Foi uma sugestiva coincidência, ocorrida na última terça: em uma cerimônia para marcar a abertura de varas na Justiça Federal, o presidente Lula aproveitou para defender a contratação de funcionários públicos e a ampliação da máquina; em Belo Horizonte, secretários estaduais de Segurança citavam como um dos principais problemas do setor a falta de investimentos em presídios.
Tudo seguindo assim, o país terá mais juízes para mandar gente para a cadeia, mas não haverá cadeia para todos. Parece brincadeira, mas é uma ilustração fiel do que se conclui quando se observa o orçamento de gastos do governo federal. No primeiro semestre deste ano, foram R$ 72 bilhões com pessoal e R$ 12 bilhões com investimentos.
É claro que a prestação de bons serviços públicos depende de pessoal qualificado e bem remunerado.
Mas achar que eficiência avança com a contratação de mais pessoas, como disse Lula, é um equívoco. O presidente atacou os que pedem um “choque de gestão” na administração pública, associando isso a demissões e, logo, tratando de jogar os críticos contra o funcionalismo.
Trata-se de uma visão muito pobre e sem qualquer perspectiva estratégica.
A eficiência do setor público é uma preocupação universal, um tema de estudos intensos, inclusive aqui.
No Ministério da Saúde, por exemplo, há um projeto para mudar o regime de funcionamento dos hospitais públicos, transformando-os em um tipo de fundação, com mais autonomia e liberdade de gestão e contratação de pessoal. A mesma ideia tem sido aplicada por prefeituras e governos estaduais, a partir da seguinte constatação: no regime atual, o aumento de gastos e do número de funcionários não leva a um ganho proporcional de eficiência na prestação do serviço.
Mas esse projeto dorme nas gavetas do governo federal, porque sofre resistências ideológicas. Dizem que seria um tipo de privatização. E se fosse? Qual o problema se isso levasse a um desempenho melhor da saúde pública? O certo é que o modelo atual não funciona satisfatoriamente. Mas como esse tipo de debate dá problema político, o governo foge dele e cai no puro sindicalismo: administrar é contratar e aumentar salários.

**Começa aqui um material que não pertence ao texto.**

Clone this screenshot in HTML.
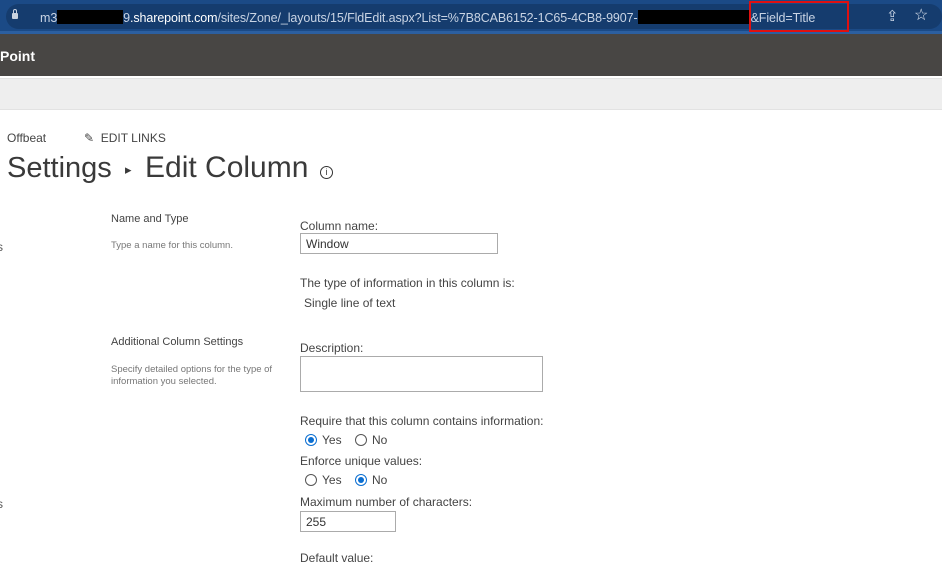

Isso vale para todos os setores da administração pública. Certamente há setores precisando de gente e certamente há funcionários ganhando mal. Mas também tem gente sobrando e bem paga em muitos outros setores.

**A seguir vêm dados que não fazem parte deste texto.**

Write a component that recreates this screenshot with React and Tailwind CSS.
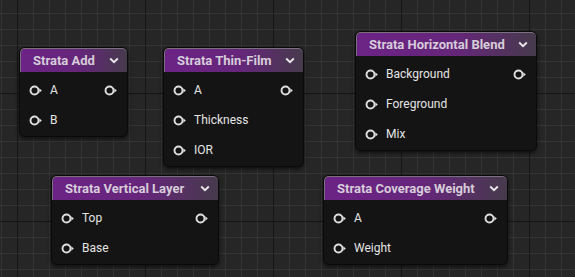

A busca da eficiência depende de resolver essas distorções. Mas isso dá trabalho e não dá voto.
Ideologia na gripe Eis alguns pontos interessantes levantados pelo leitor e ouvinte Paulo Penteado: • Diz o ministro Temporão que o uso do Tamiflu causaria um supervírus, daí por que o Ministério controla o uso do medicamento. O problema é que o mundo não dá a menor pelota para essa tese criativa (a sua assunção, como verdadeira, levaria à apreensão de todos os antivirais e antibióticos existentes), e medica seus doentes com Tamiflu, aos primeiros sinais de gripe, desde que haja prescrição médica, inclusive particular. Assim fazem os EUA, Reino Unido e Chile.
• Como o pueril argumento do ministro já não mais convence ninguém, ele mudou a tônica. Estarrecedor que tenha dito, ao G1, que o Tamiflu foi retirado da farmácia porque quem tem “maior poder aquisitivo” compraria o medicamento e dele faria estoque. Ocorre que o governo federal achou desnecessário comprar Relenza porque tinha estoque “confortável” de Tamiflu. Um governo que não se previne, que não tem gestão minimamente eficiente de saúde pública, pode me impedir de comprar o remédio, se meu médico receitá-lo para salvar um familiar? Essa lógica totalitarista é típica de regime de exceção, como bem acentuou o infectologista Edimilson Migowski, ao jornal ’O Estado de S.Paulo’.
• A saúde privada é garantida pela Constituição. Preocupa o viés ideológico da justificativa do ministro. É um desrespeito para com quem paga impostos e mantém a máquina pública.
Aliás, seria a mesma coisa que dizer: é imoral você ter dinheiro para comprar comida, almoçar e jantar, pois tem gente com fome no mundo.